> **The exercise**: Begin with the first line below and retype each line exactly through the line containing "</fieldset>". Any pictures are to be left out.

> **Stored data**:
** BEGIN **
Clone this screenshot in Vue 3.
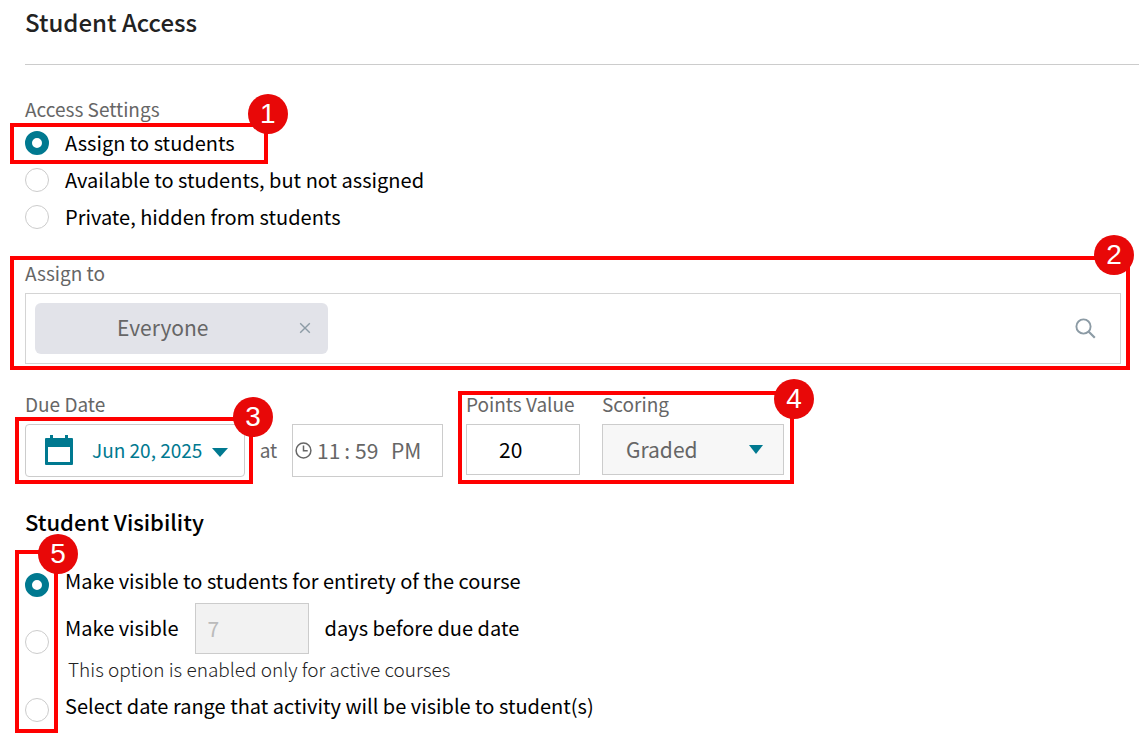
<script setup>
import { ref } from 'vue'

const access = ref('assign')
const accessOptions = [
  { value: 'assign', label: 'Assign to students', step: 1 },
  { value: 'available', label: 'Available to students, but not assigned' },
  { value: 'private', label: 'Private, hidden from students' }
]
const hour = ref('11')
const minute = ref('59')
const meridiem = ref('PM')
const points = ref('20')
const scoring = ref('Graded')
const visibility = ref('course')
const days = ref('7')
</script>

<template>
  <main class="page">
    <header class="head">
      <h1>Student Access</h1>
    </header>

    <fieldset class="access">
      <legend class="label">Access Settings</legend>
      <div v-for="o in accessOptions" :key="o.value" class="access-row">
        <label class="option">
          <input v-model="access" type="radio" name="access" :value="o.value" />
          <span>{{ o.label }}</span>
        </label>
        <div v-if="o.step" class="mark mark-access"><b class="badge">{{ o.step }}</b></div>
      </div>
    </fieldset>

    <section class="assign">
      <label class="label" for="assignees">Assign to</label>
      <div class="picker">
        <div class="chip">
          <span>Everyone</span>
          <button type="button" class="icon-button" aria-label="Remove Everyone">
            <svg width="12" height="12" viewBox="0 0 12 12"><path d="M1.2 1.2 10.8 10.8M10.8 1.2 1.2 10.8" fill="none" stroke="#8c9ba5" stroke-width="1.4" /></svg>
          </button>
        </div>
        <input id="assignees" type="text" class="picker-input" />
        <button type="button" class="icon-button" aria-label="Search">
          <svg width="22" height="22" viewBox="0 0 22 22" fill="none" stroke="#8c9ba5" stroke-width="1.9"><circle cx="9.5" cy="8.5" r="7.1" /><path d="m14.5 13.5 6.3 6.3" stroke-width="2.2" /></svg>
        </button>
      </div>
      <div class="mark mark-assign"><b class="badge">2</b></div>
    </section>

    <section class="schedule">
      <div class="due">
        <label class="label" for="due-date">Due Date</label>
        <div class="due-controls">
          <div class="date-wrap">
            <button id="due-date" type="button" class="date">
              <svg width="28" height="31" viewBox="0 0 28 31"><path fill="#007990" fill-rule="evenodd" d="M5 0h3v3h12V0h3v3h4a1 1 0 0 1 1 1v25a1 1 0 0 1-1 1H1a1 1 0 0 1-1-1V4a1 1 0 0 1 1-1h4zM3 12v15h22V12z" /></svg>
              <span>Jun 20, 2025</span>
              <svg width="16" height="13" viewBox="0 0 16 13"><path fill="#007990" d="M0 4h16L8 13z" /></svg>
            </button>
            <div class="mark mark-date"><b class="badge">3</b></div>
          </div>
          <span class="at">at</span>
          <div class="time">
            <svg width="17" height="17" viewBox="0 0 17 17" fill="none" stroke="#666" stroke-width="1.5"><circle cx="8.5" cy="8.5" r="7.4" /><path d="M8.5 3.5v5.2h4.2" /></svg>
            <input v-model="hour" class="digits" type="text" aria-label="Hour" />
            <span class="colon">:</span>
            <input v-model="minute" class="digits" type="text" aria-label="Minute" />
            <input v-model="meridiem" class="meridiem" type="text" aria-label="AM or PM" />
          </div>
        </div>
      </div>

      <div class="grading">
        <div class="field">
          <label class="label" for="points">Points Value</label>
          <input id="points" v-model="points" class="number" type="text" />
        </div>
        <div class="field">
          <label class="label" for="scoring">Scoring</label>
          <div class="select-wrap">
            <select id="scoring" v-model="scoring">
              <option>Graded</option>
              <option>Ungraded</option>
            </select>
            <svg class="caret" width="14" height="9" viewBox="0 0 14 9"><path fill="#007990" d="M0 0h14L7 9z" /></svg>
          </div>
        </div>
        <div class="mark mark-grading"><b class="badge">4</b></div>
      </div>
    </section>

    <section class="visibility">
      <h2>Student Visibility</h2>
      <div class="visible-options">
        <label class="option low">
          <input v-model="visibility" type="radio" name="visibility" value="course" />
          <span>Make visible to students for entirety of the course</span>
        </label>
        <div class="option low">
          <input id="before" v-model="visibility" type="radio" name="visibility" value="before" />
          <label for="before">Make visible</label>
          <input v-model="days" class="number days" type="text" aria-label="Days before due date" disabled />
          <label for="before">days before due date</label>
        </div>
        <p class="note">This option is enabled only for active courses</p>
        <label class="option low">
          <input v-model="visibility" type="radio" name="visibility" value="range" />
          <span>Select date range that activity will be visible to student(s)</span>
        </label>
        <div class="mark mark-visible"><b class="badge">5</b></div>
      </div>
    </section>
  </main>
</template>

<style>
body {
  background: #fff;
}
</style>

<style scoped>
* {
  box-sizing: border-box;
}
.page {
  padding: 0 0 16px 25px;
  color: #000;
  font: 20px/30px "Noto Sans CJK SC", "Noto Sans", sans-serif;
}
input,
select,
button {
  margin: 0;
  padding: 0;
  border: 0;
  background: none;
  color: inherit;
  font: inherit;
}
button {
  cursor: pointer;
}
svg {
  display: block;
  flex: none;
}
.head {
  padding: 6px 0 26px;
  border-bottom: 1px solid #ccc;
}
h1,
h2 {
  margin: 0;
  font-weight: 500;
}
h1 {
  color: #222;
  font-size: 24px;
  line-height: 32px;
}
h2 {
  font-size: 22px;
  line-height: 32px;
}
.label {
  display: block;
  padding: 0;
  color: #666;
  font-size: 19px;
  line-height: 28px;
}
.access {
  margin: 0;
  padding: 30px 0 0;
  border: 0;
}
.access legend {
  float: left;
  width: 100%;
  padding-bottom: 1px;
}
.access-row {
  position: relative;
  clear: both;
  width: fit-content;
}
.option {
  display: flex;
  align-items: center;
  gap: 16px;
  min-height: 37px;
}
input[type="radio"] {
  flex: none;
  width: 24px;
  height: 24px;
  border: 1px solid #ccc;
  border-radius: 50%;
  appearance: none;
  background: #fff;
}
input[type="radio"]:checked {
  border: 7px solid #007990;
}
.mark {
  position: absolute;
  border: 4px solid #f00;
  pointer-events: none;
}
.badge {
  position: absolute;
  top: -24px;
  right: -24px;
  width: 40px;
  height: 40px;
  border-radius: 50%;
  background: #e80808;
  color: #fff;
  font: 28px/40px "Liberation Sans", Arial, sans-serif;
  text-align: center;
}
.mark-access {
  inset: -1px -33px -3px -15px;
}
.mark-access .badge {
  top: -33px;
}
.assign {
  position: relative;
  margin: 24px 18px 0 0;
}
.picker {
  display: flex;
  align-items: center;
  gap: 16px;
  margin-top: 6px;
  padding: 9px 24px 9px 9px;
  border: 1px solid #d4d4d4;
}
.chip {
  display: flex;
  flex: none;
  align-items: center;
  justify-content: space-between;
  width: 293px;
  height: 51px;
  padding: 0 17px 2px 82px;
  border-radius: 6px;
  background: #e2e3e9;
  color: #666;
  font-size: 21px;
}
.chip span {
  padding-bottom: 2px;
}
.picker-input {
  flex: 1;
  min-width: 0;
  height: 51px;
}
.mark-assign {
  inset: -3px -9px -6px -15px;
}
.mark-assign .badge {
  top: -25px;
  right: -8px;
}
.schedule {
  display: flex;
  gap: 23px;
  margin-top: 26px;
}
.due-controls {
  display: flex;
  align-items: center;
  margin-top: 6px;
}
.date-wrap {
  position: relative;
}
.date {
  display: flex;
  align-items: center;
  width: 220px;
  height: 53px;
  padding: 0 16px 0 19px;
  border: 1px solid #ccc;
  border-radius: 4px;
  background: #fff;
  color: #007990;
  font-size: 19px;
}
.date span {
  flex: 1;
  padding: 0 0 2px 19px;
  text-align: left;
}
.mark-date {
  inset: -7px -8px -7px -10px;
}
.at {
  width: 47px;
  padding-bottom: 2px;
  color: #666;
  font-size: 19px;
  text-align: center;
}
.time {
  display: flex;
  align-items: center;
  width: 151px;
  height: 53px;
  padding-left: 2px;
  border: 1px solid #ccc;
  color: #666;
  font-size: 21px;
}
.time input,
.colon {
  padding-bottom: 2px;
}
.digits {
  width: 24px;
  margin-left: 5px;
}
.colon {
  width: 9px;
  text-align: right;
}
.meridiem {
  width: 40px;
  margin-left: 12px;
}
.grading {
  position: relative;
  display: flex;
  gap: 22px;
}
.number {
  display: block;
  width: 114px;
  height: 51px;
  margin-top: 6px;
  padding: 0 0 2px 32px;
  border: 1px solid #ccc;
  background: #fff;
  font-size: 21px;
}
.select-wrap {
  position: relative;
  margin-top: 6px;
}
select {
  display: block;
  width: 182px;
  height: 51px;
  padding: 0 0 2px 23px;
  border: 1px solid #ccc;
  border-radius: 0;
  appearance: none;
  background: #f7f7f7;
  color: #666;
  font-size: 21px;
}
.caret {
  position: absolute;
  top: 21px;
  right: 21px;
  pointer-events: none;
}
.mark-grading {
  inset: 1px -10px -7px -8px;
}
.mark-grading .badge {
  top: -16px;
}
.visibility {
  margin-top: 28px;
}
.visible-options {
  position: relative;
  padding-top: 30px;
}
.option.low {
  min-height: 30px;
  line-height: 28px;
}
.low span,
.low label {
  padding-bottom: 2px;
}
.low input[type="radio"] {
  align-self: flex-end;
}
.low + .low {
  margin-top: 6px;
}
.number.days {
  margin: 0;
  padding-left: 12px;
  background: #f2f2f2;
  color: #bbb;
}
.note {
  margin: 1px 0 9px 43px;
  color: #222;
  font-size: 19px;
  font-weight: 300;
  line-height: 28px;
}
.mark-visible {
  inset: 13px auto -11px -10px;
  width: 43px;
}
.mark-visible .badge {
  top: -20px;
}
</style>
** END **
> **Final result**:
Clone this screenshot in Vue 3.
<script setup>
import { ref } from 'vue'

const access = ref('assign')
const accessOptions = [
  { value: 'assign', label: 'Assign to students', step: 1 },
  { value: 'available', label: 'Available to students, but not assigned' },
  { value: 'private', label: 'Private, hidden from students' }
]
const hour = ref('11')
const minute = ref('59')
const meridiem = ref('PM')
const points = ref('20')
const scoring = ref('Graded')
const visibility = ref('course')
const days = ref('7')
</script>

<template>
  <main class="page">
    <header class="head">
      <h1>Student Access</h1>
    </header>

    <fieldset class="access">
      <legend class="label">Access Settings</legend>
      <div v-for="o in accessOptions" :key="o.value" class="access-row">
        <label class="option">
          <input v-model="access" type="radio" name="access" :value="o.value" />
          <span>{{ o.label }}</span>
        </label>
        <div v-if="o.step" class="mark mark-access"><b class="badge">{{ o.step }}</b></div>
      </div>
    </fieldset>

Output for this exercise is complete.